The medieval Jewish thinkers, influenced by Greek philosophy in its Arabic garb, began to think systematically about their religion. In the year 933 the great Babylonian teacher Saadia Gaon compiled his Beliefs and Opinions, in which he has a classification of the precepts of the Torah into the rational and the revealed, a classification much utilized by subsequent thinkers. (5) The rational precepts, which include the ethical, would be recognized as binding even without revelation. Revealed precepts (such as the Jewish dietary laws) are not irrational, there is a reason for them (a view which Maimonides followed, as above) but here obedience to God's will is more prominent. Obviously man would not know the revealed precepts without revelation. He would not wear phylacteries or refrain from eating pork if he were not commanded to do so, for how would he otherwise know that this is what God would have him do?

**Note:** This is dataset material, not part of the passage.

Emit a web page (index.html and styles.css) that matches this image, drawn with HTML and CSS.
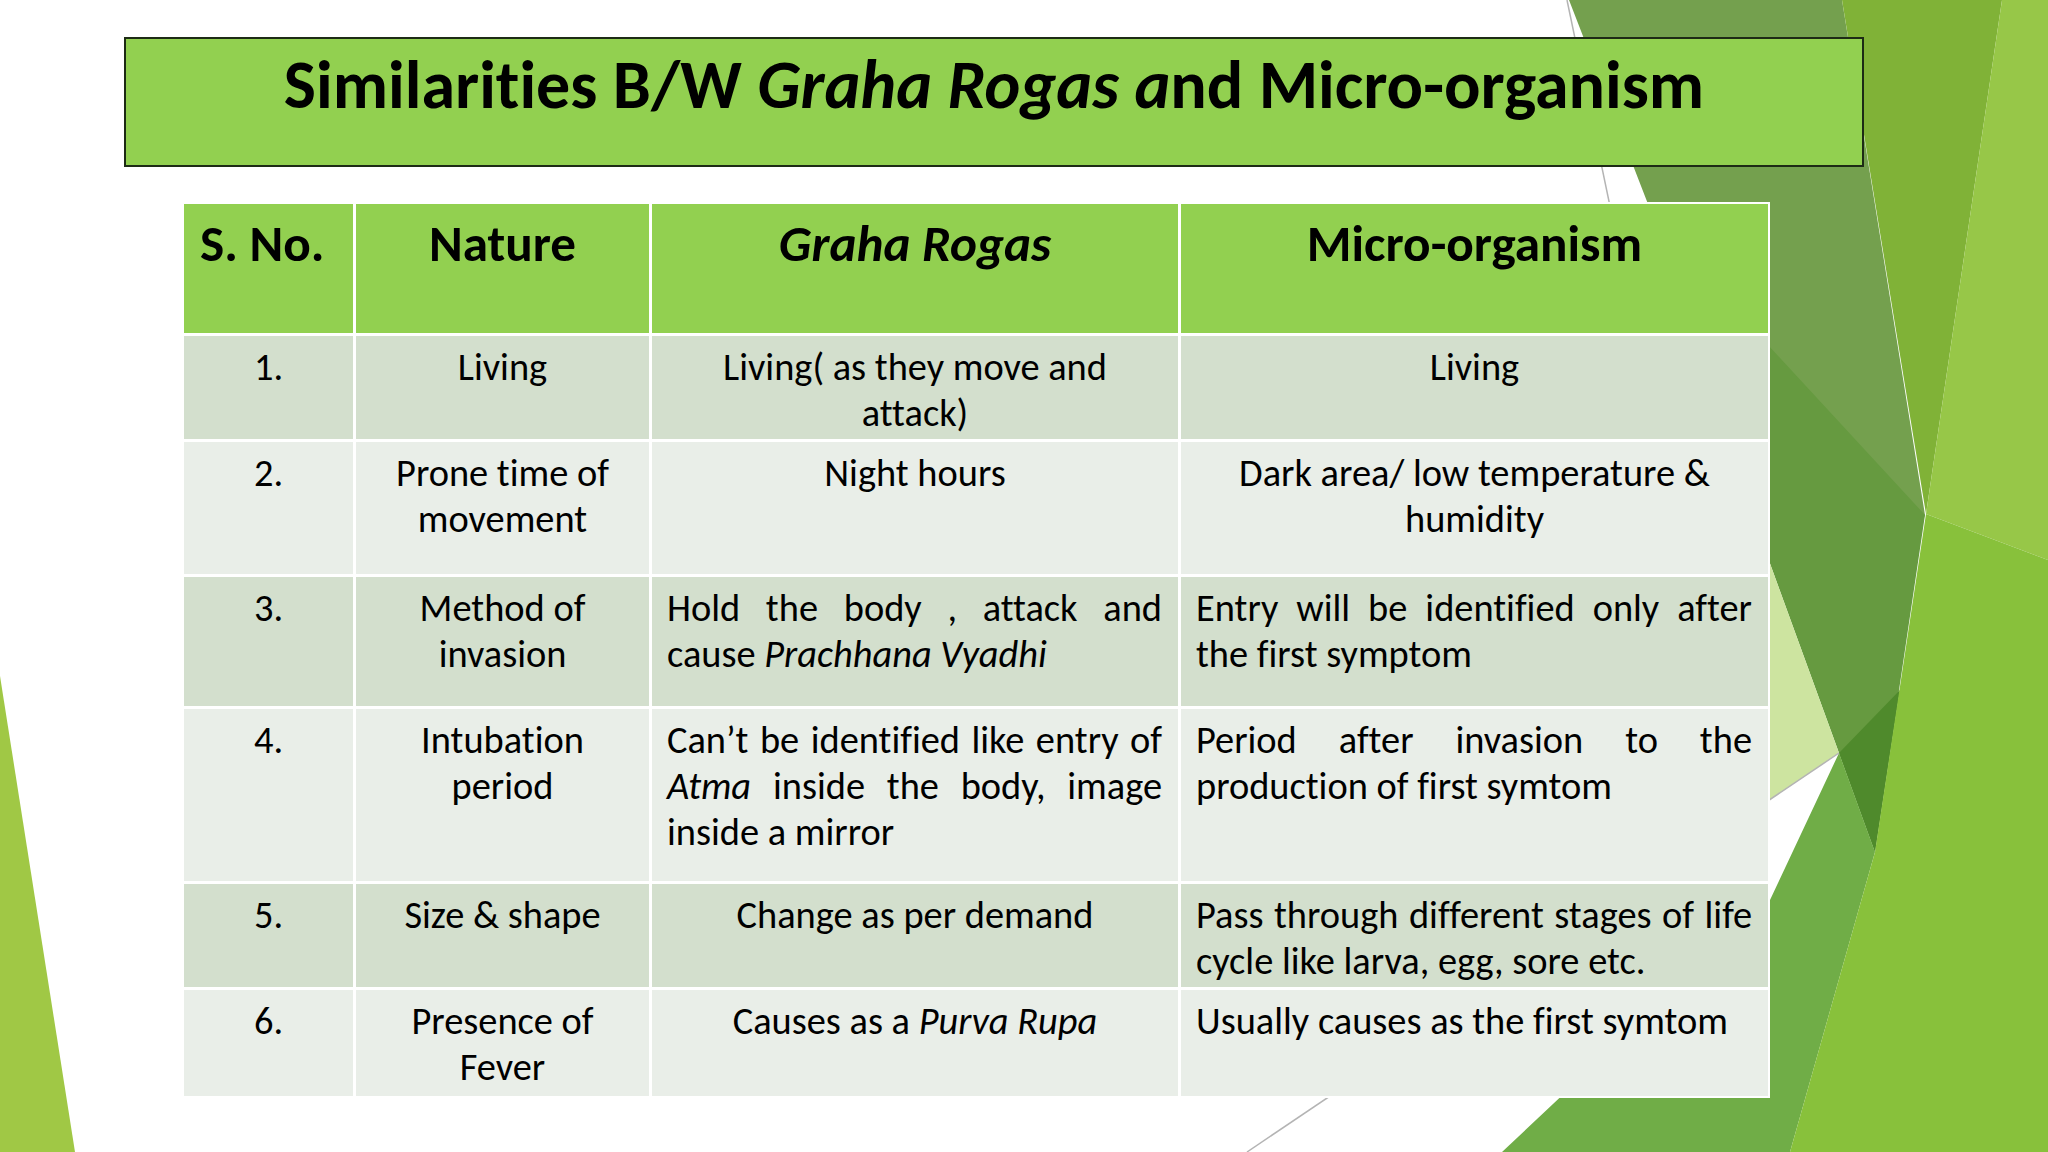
FILE: index.html
```html
<!DOCTYPE html>
<html>
<head>
<meta charset="utf-8">
<link rel="stylesheet" href="styles.css">
</head>
<body>
<div class="slide">
  <svg class="bg" width="2048" height="1152" viewBox="0 0 2048 1152">
    <polygon class="s-gray" points="1569,0 1842,0 1925,515 1840,753 1768,514"/>
    <polygon class="s-bright" points="1842,0 2002,0 1926,514"/>
    <polygon class="s-light" points="2002,0 2048,0 2048,560 1926,514"/>
    <polygon class="s-dark" points="1768,345 1925,515 1875,852 1839,753 1768,558"/>
    <polygon class="s-darkest" points="1839,753 1900,690 1875,852"/>
    <polygon class="s-pale" points="1768,558 1839,753 1768,801"/>
    <polygon class="s-mid" points="1502,1152 1770,900 1839,753 1875,852 1790,1152"/>
    <polygon class="s-green" points="1790,1152 1875,852 1926,514 2048,560 2048,1152"/>
    <polygon class="s-left" points="0,676 75,1152 0,1152"/>
    <line class="s-line" x1="1567" y1="0" x2="1640" y2="350"/>
    <line class="s-line" x1="1247" y1="1152" x2="1839" y2="753"/>
  </svg>
  <div class="content">
    <div class="title">Similarities B/W <i>Graha Rogas a</i>nd Micro-organism</div>
    <div class="grid">
      <div class="c h left">S. No.</div>
      <div class="c h">Nature</div>
      <div class="c h"><i>Graha Rogas</i></div>
      <div class="c h">Micro-organism</div>

      <div class="c odd">1.</div>
      <div class="c odd">Living</div>
      <div class="c odd">Living( as they move and<br>attack)</div>
      <div class="c odd">Living</div>

      <div class="c even">2.</div>
      <div class="c even">Prone time of<br>movement</div>
      <div class="c even">Night hours</div>
      <div class="c even">Dark area/ low temperature &amp;<br>humidity</div>

      <div class="c odd">3.</div>
      <div class="c odd">Method of<br>invasion</div>
      <div class="c odd just"><span class="jl">Hold the body , attack and</span><span>cause <i>Prachhana Vyadhi</i></span></div>
      <div class="c odd just"><span class="jl">Entry will be identified only after</span><span>the first symptom</span></div>

      <div class="c even">4.</div>
      <div class="c even">Intubation<br>period</div>
      <div class="c even just"><span class="jl">Can’t be identified like entry of</span><span class="jl"><i>Atma</i> inside the body, image</span><span>inside a mirror</span></div>
      <div class="c even just"><span class="jl">Period after invasion to the</span><span>production of first symtom</span></div>

      <div class="c odd">5.</div>
      <div class="c odd">Size &amp; shape</div>
      <div class="c odd">Change as per demand</div>
      <div class="c odd just"><span class="jl">Pass through different stages of life</span><span>cycle like larva, egg, sore etc.</span></div>

      <div class="c even">6.</div>
      <div class="c even">Presence of<br>Fever</div>
      <div class="c even">Causes as a <i>Purva Rupa</i></div>
      <div class="c even just"><span>Usually causes as the first symtom</span></div>
    </div>
  </div>
</div>
</body>
</html>
```
FILE: styles.css
```css
html, body {
  margin: 0;
  padding: 0;
  background: #ffffff;
}

.slide {
  position: relative;
  width: 2048px;
  height: 1152px;
  overflow: hidden;
  background: #ffffff;
  font-family: Carlito, Lato, "Liberation Sans", sans-serif;
  font-variant-ligatures: none;
  font-feature-settings: "liga" 0, "clig" 0;
  color: #000000;
}

.bg {
  position: absolute;
  left: 0;
  top: 0;
}

.s-gray { fill: #74a04e; }
.s-bright { fill: #80b237; }
.s-light { fill: #97c748; }
.s-dark { fill: #669a40; }
.s-darkest { fill: #4f8a2c; }
.s-pale { fill: #cde4a0; }
.s-mid { fill: #70ad47; }
.s-green { fill: #88c13b; }
.s-left { fill: #a0c845; }
.s-line { stroke: #b4b4b4; stroke-width: 1.5; }

.content {
  position: relative;
  padding: 37px 0 0 124px;
}

.title {
  box-sizing: border-box;
  width: 1740px;
  height: 130px;
  border: 2px solid #1d2b15;
  background: #92d050;
  text-align: center;
  font-weight: bold;
  font-size: 68px;
  line-height: 82px;
  padding-top: 5px;
}

.grid {
  display: grid;
  margin: 37px 0 0 60px;
  width: 1584px;
  grid-template-columns: 169px 293px 526px 587px;
  grid-template-rows: 129px 103px 132px 129px 172px 103px 106px;
  column-gap: 3px;
  row-gap: 3px;
  background: #ffffff;
  outline: 2px solid #ffffff;
}

.c {
  box-sizing: border-box;
  padding: 8px 16px 0 16px;
  font-size: 38.4px;
  line-height: 46px;
  text-align: center;
}

.h {
  background: #92d050;
  font-weight: bold;
  font-size: 51.2px;
  line-height: 62px;
  padding-top: 9px;
  border-bottom: 3px solid #ffffff;
  height: 132px;
}

.h.left { text-align: left; }

.odd { background: #d3dfcd; }
.even { background: #e9eee8; }

.just {
  text-align: justify;
  padding-left: 15px;
}

.just span {
  display: block;
  text-align: left;
}

.just span.jl {
  text-align: justify;
  text-align-last: justify;
}
```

But what need is there, asks Saadia, for revelation in connection with the rational precepts? If man can know them without revelation, if, in the terminology we use nowadays, they are autonomous and are to be kept because it is right to do so, not because they are enjoined in Scripture, why are they, in fact, revealed through the prophets? His basic answer is that revelation is required to avoid all uncertainty and for the precise details of how the rational precepts are to be carried out. Thus, for example, it is true that man would know by his own reason that it is wrong to steal but revelation is required in order to inform man how property is to be acquired. Saadia seems to be saying that without religion's precise teachings man's moral sense would still function but it would be confused in application. In Saadia's own words:

'A further example is that, although reason considers stealing objectionable, there is nothing in it to inform us how a person comes to acquire property so that it becomes his possession. It does not state, for instance, whether this comes about as a result of labor, or is effected by means of barter, or by way of inheritance, or is derived from what is free to all, like what is hunted on land or sea. Nor is one informed by it as to whether a sale becomes valid upon the payment of the price or by taking hold of the article or by means of a statement alone. Besides these, there are many other uncertainties pertaining to this subject which would take too long and would be too difficult to enumerate. The prophets, therefore, came along with a clear-cut decision for each instance.

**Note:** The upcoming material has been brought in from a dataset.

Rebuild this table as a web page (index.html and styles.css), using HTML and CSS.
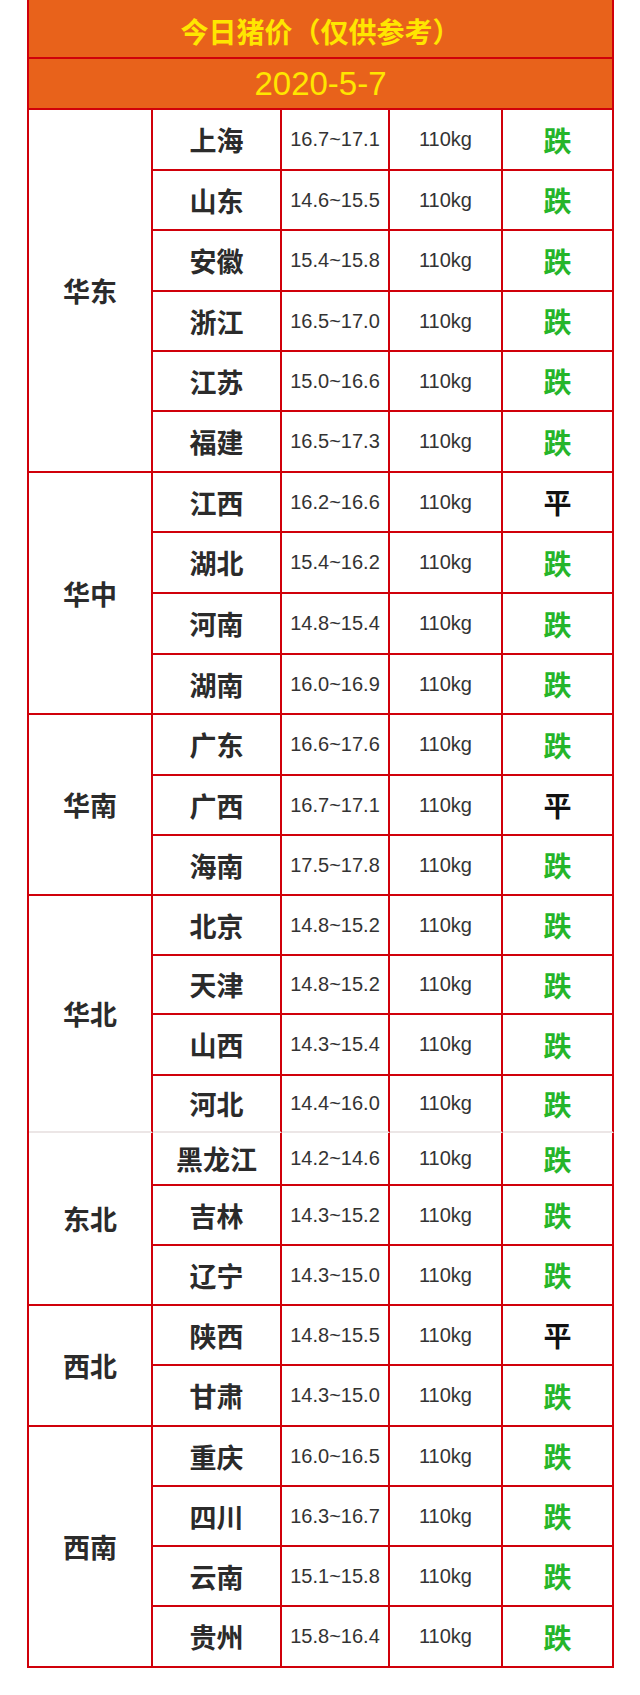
FILE: index.html
```html
<!DOCTYPE html>
<html lang="zh-CN">
<head>
<meta charset="utf-8">
<title>今日猪价</title>
<link rel="stylesheet" href="styles.css">
</head>
<body>
<div class="sheet">
  <div class="cell head title">今日猪价（仅供参考）</div>
  <div class="cell head date">2020-5-7</div>

  <div class="cell region r6">华东</div>
  <div class="cell prov h61">上海</div><div class="cell num">16.7~17.1</div><div class="cell num">110kg</div><div class="cell trend down">跌</div>
  <div class="cell prov h60">山东</div><div class="cell num">14.6~15.5</div><div class="cell num">110kg</div><div class="cell trend down">跌</div>
  <div class="cell prov h61">安徽</div><div class="cell num">15.4~15.8</div><div class="cell num">110kg</div><div class="cell trend down">跌</div>
  <div class="cell prov h60">浙江</div><div class="cell num">16.5~17.0</div><div class="cell num">110kg</div><div class="cell trend down">跌</div>
  <div class="cell prov h60">江苏</div><div class="cell num">15.0~16.6</div><div class="cell num">110kg</div><div class="cell trend down">跌</div>
  <div class="cell prov h61">福建</div><div class="cell num">16.5~17.3</div><div class="cell num">110kg</div><div class="cell trend down">跌</div>

  <div class="cell region r4">华中</div>
  <div class="cell prov h60">江西</div><div class="cell num">16.2~16.6</div><div class="cell num">110kg</div><div class="cell trend flat">平</div>
  <div class="cell prov h61">湖北</div><div class="cell num">15.4~16.2</div><div class="cell num">110kg</div><div class="cell trend down">跌</div>
  <div class="cell prov h61">河南</div><div class="cell num">14.8~15.4</div><div class="cell num">110kg</div><div class="cell trend down">跌</div>
  <div class="cell prov h60">湖南</div><div class="cell num">16.0~16.9</div><div class="cell num">110kg</div><div class="cell trend down">跌</div>

  <div class="cell region r3">华南</div>
  <div class="cell prov h61">广东</div><div class="cell num">16.6~17.6</div><div class="cell num">110kg</div><div class="cell trend down">跌</div>
  <div class="cell prov h60">广西</div><div class="cell num">16.7~17.1</div><div class="cell num">110kg</div><div class="cell trend flat">平</div>
  <div class="cell prov h60">海南</div><div class="cell num">17.5~17.8</div><div class="cell num">110kg</div><div class="cell trend down">跌</div>

  <div class="cell region r4 seam">华北</div>
  <div class="cell prov h60">北京</div><div class="cell num">14.8~15.2</div><div class="cell num">110kg</div><div class="cell trend down">跌</div>
  <div class="cell prov h59">天津</div><div class="cell num">14.8~15.2</div><div class="cell num">110kg</div><div class="cell trend down">跌</div>
  <div class="cell prov h61">山西</div><div class="cell num">14.3~15.4</div><div class="cell num">110kg</div><div class="cell trend down">跌</div>
  <div class="cell prov h57 seam">河北</div><div class="cell num seam">14.4~16.0</div><div class="cell num seam">110kg</div><div class="cell trend down seam">跌</div>

  <div class="cell region r3">东北</div>
  <div class="cell prov h53">黑龙江</div><div class="cell num">14.2~14.6</div><div class="cell num">110kg</div><div class="cell trend down">跌</div>
  <div class="cell prov h60">吉林</div><div class="cell num">14.3~15.2</div><div class="cell num">110kg</div><div class="cell trend down">跌</div>
  <div class="cell prov h60">辽宁</div><div class="cell num">14.3~15.0</div><div class="cell num">110kg</div><div class="cell trend down">跌</div>

  <div class="cell region r2">西北</div>
  <div class="cell prov h60">陕西</div><div class="cell num">14.8~15.5</div><div class="cell num">110kg</div><div class="cell trend flat">平</div>
  <div class="cell prov h61">甘肃</div><div class="cell num">14.3~15.0</div><div class="cell num">110kg</div><div class="cell trend down">跌</div>

  <div class="cell region r4">西南</div>
  <div class="cell prov h60">重庆</div><div class="cell num">16.0~16.5</div><div class="cell num">110kg</div><div class="cell trend down">跌</div>
  <div class="cell prov h60">四川</div><div class="cell num">16.3~16.7</div><div class="cell num">110kg</div><div class="cell trend down">跌</div>
  <div class="cell prov h60">云南</div><div class="cell num">15.1~15.8</div><div class="cell num">110kg</div><div class="cell trend down">跌</div>
  <div class="cell prov h61">贵州</div><div class="cell num">15.8~16.4</div><div class="cell num">110kg</div><div class="cell trend down">跌</div>
</div>
</body>
</html>
```

FILE: styles.css
```css
html, body {
  margin: 0;
  padding: 0;
  background: #ffffff;
}

body {
  height: 1695px;
  font-family: "Noto Sans CJK SC", "Liberation Sans", sans-serif;
  color: #333333;
}

.sheet {
  box-sizing: border-box;
  width: 587px;
  margin-left: 27px;
  border-left: 2px solid #d0000a;
  display: grid;
  grid-template-columns: 124px 129px 108px 113px 111px;
  grid-auto-rows: auto;
}

.cell {
  box-sizing: border-box;
  border-right: 2px solid #d0000a;
  border-bottom: 2px solid #d0000a;
  display: flex;
  align-items: center;
  justify-content: center;
  background: #ffffff;
}

.head {
  grid-column: 1 / -1;
  background: #e8621b;
  color: #ffe600;
}

.title {
  height: 59px;
  font-size: 28px;
  font-weight: 700;
  padding-top: 4px;
}

.date {
  height: 51px;
  font-family: "Liberation Sans", sans-serif;
  font-size: 33px;
}

.region {
  grid-column: 1;
  font-size: 27px;
  font-weight: 700;
  color: #2b2b2b;
}

.r6 { grid-row: span 6; }
.r4 { grid-row: span 4; }
.r3 { grid-row: span 3; }
.r2 { grid-row: span 2; }

.prov {
  grid-column: 2;
  font-size: 27px;
  font-weight: 700;
  color: #2b2b2b;
}

.h61 { height: 61px; }
.h60 { height: 60px; }
.h59 { height: 59px; }
.h57 { height: 57px; }
.h53 { height: 53px; }

.num {
  font-family: "Liberation Sans", sans-serif;
  font-size: 20px;
  color: #333333;
}

.trend {
  font-size: 28px;
  font-weight: 700;
}

.down {
  color: #25b52a;
}

.flat {
  color: #111111;
}

.seam {
  border-bottom-color: #ece6e6;
}
```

Another example is the question of the expiation of crime. Reason considers it proper, to be sure, that whoever commits a crime should expiate it, but does not define what form this expiation ought to take: whether a reprimand alone is sufficient, or a malediction should go with it, or flogging too should be added. In the event that the punishment take the form of flogging, again, the question is how much, and the same applies to the malediction and the reprimand. Or it is possible that no satisfaction will be obtained except by the death of the criminal. And again it might be asked whether the punishment should be the same for whoever commits a certain crime, or whether it should vary from person to person. Then the prophets came and fixed for each crime its own penalty, and grouped some of them with others under certain conditions, and imposed monetary fines for some. For these considerations, then, that we have enumerated and other such reasons, it is necessary for us to have recourse to the mission of God's messengers. For if we were to defer in these matters to our own opinions, our views would differ and we would not agree on anything. Besides that, we are, of course, in need of their guidance on account of the precepts prescribed by revelation, as we have explained. (6)

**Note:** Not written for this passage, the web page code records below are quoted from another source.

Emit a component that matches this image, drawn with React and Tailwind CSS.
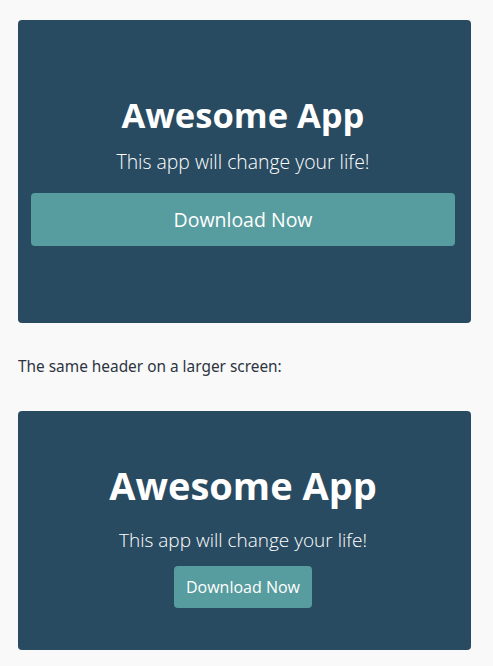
import React from "react";

const Hero = ({ large }) => (
  <header
    className={
      large
        ? "bg-[#294b61] rounded-[4px] flex flex-col items-center text-center text-white pt-[50px] pb-[42px] pl-[13px] pr-[16px]"
        : "bg-[#294b61] rounded-[4px] flex flex-col items-center text-center text-white pt-[73px] pb-[77px] pl-[13px] pr-[16px]"
    }
    style={{ fontFamily: '"Open Sans", sans-serif' }}
  >
    <h1 className={large ? "text-[38px] leading-[48px] font-bold" : "text-[34.5px] leading-[44px] font-bold"}>
      Awesome App
    </h1>
    <p className={large ? "text-[19px] leading-[26px] font-light mt-[18px]" : "text-[19.4px] leading-[28px] font-light mt-[11px]"}>
      This app will change your life!
    </p>
    <button
      className={
        large
          ? "bg-[#579c9e] rounded-[4px] text-white text-[16px] h-[42px] px-[12px] mt-[13px]"
          : "bg-[#579c9e] rounded-[4px] text-white text-[19.5px] h-[53px] w-full mt-[17px]"
      }
    >
      Download Now
    </button>
  </header>
);

export default function App() {
  return (
    <div className="min-h-screen bg-[#f9f9f9] pl-[18px] pr-[22px] pt-[20px] pb-4">
      <Hero />
      <p
        className="text-[15.4px] text-[#2d3441] mt-[32px] mb-[33px]"
        style={{ fontFamily: '"Noto Sans", sans-serif' }}
      >
        The same header on a larger screen:
      </p>
      <Hero large />
    </div>
  );
}
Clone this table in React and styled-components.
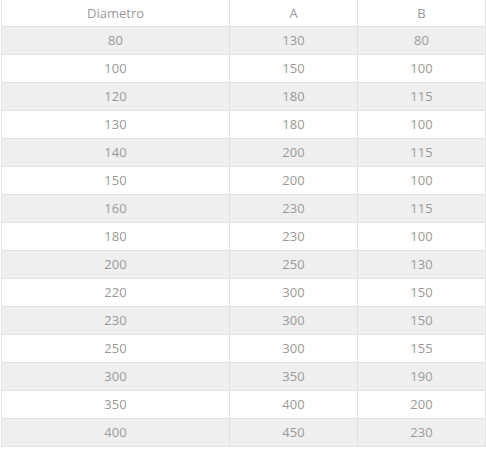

Strictly relevant to our theme is the acute analysis of Moses Maimonides (1135-1204) of Greek and Hebraic ethical ideals where these seem to be in conflict. (7) Who is the better man, asks Maimonides, the one who has no desire to do wrong or the one who wishes to do wrong or the one who wishes to do wrong but refrains by exercising constant self-control? The Greek thinkers appear to be saying that the better man is the one who has no desire to do wrong, no murder in his heart, no urge to take that which does not belong to him, no hateful or harmful thoughts. The Talmudic Rabbis, on the other hand, seem to be saying the exact opposite. The Rabbis seem to maintain that man should have a desire to sin and a man should not say that he would not do this thing even if it were not forbidden. For instance, the Rabbis maintain that a man should not say that it is impossible for him to eat forbidden food but he should rather say that he would like to eat it and wants to eat it, only his Father in heaven had commanded him not to do so.

Maimonides resolves the conflict by a neat (some have felt an over-neat) distinction between religious and ethical laws. The Rabbis are thinking of purely religious laws and here the element of obedience is paramount. The man who has no desire to eat forbidden food because, for example, he dislikes its taste does not abstain out of religious conviction and since the act itself is ethically neutral his abstention has no religious value. But the Greeks are thinking of ethical demands and the Rabbis would agree that to refrain from murder by exercising self-control is to fall short of the purpose of the ethical laws, which is to produce the good character the possessor of which has no wish to harm others.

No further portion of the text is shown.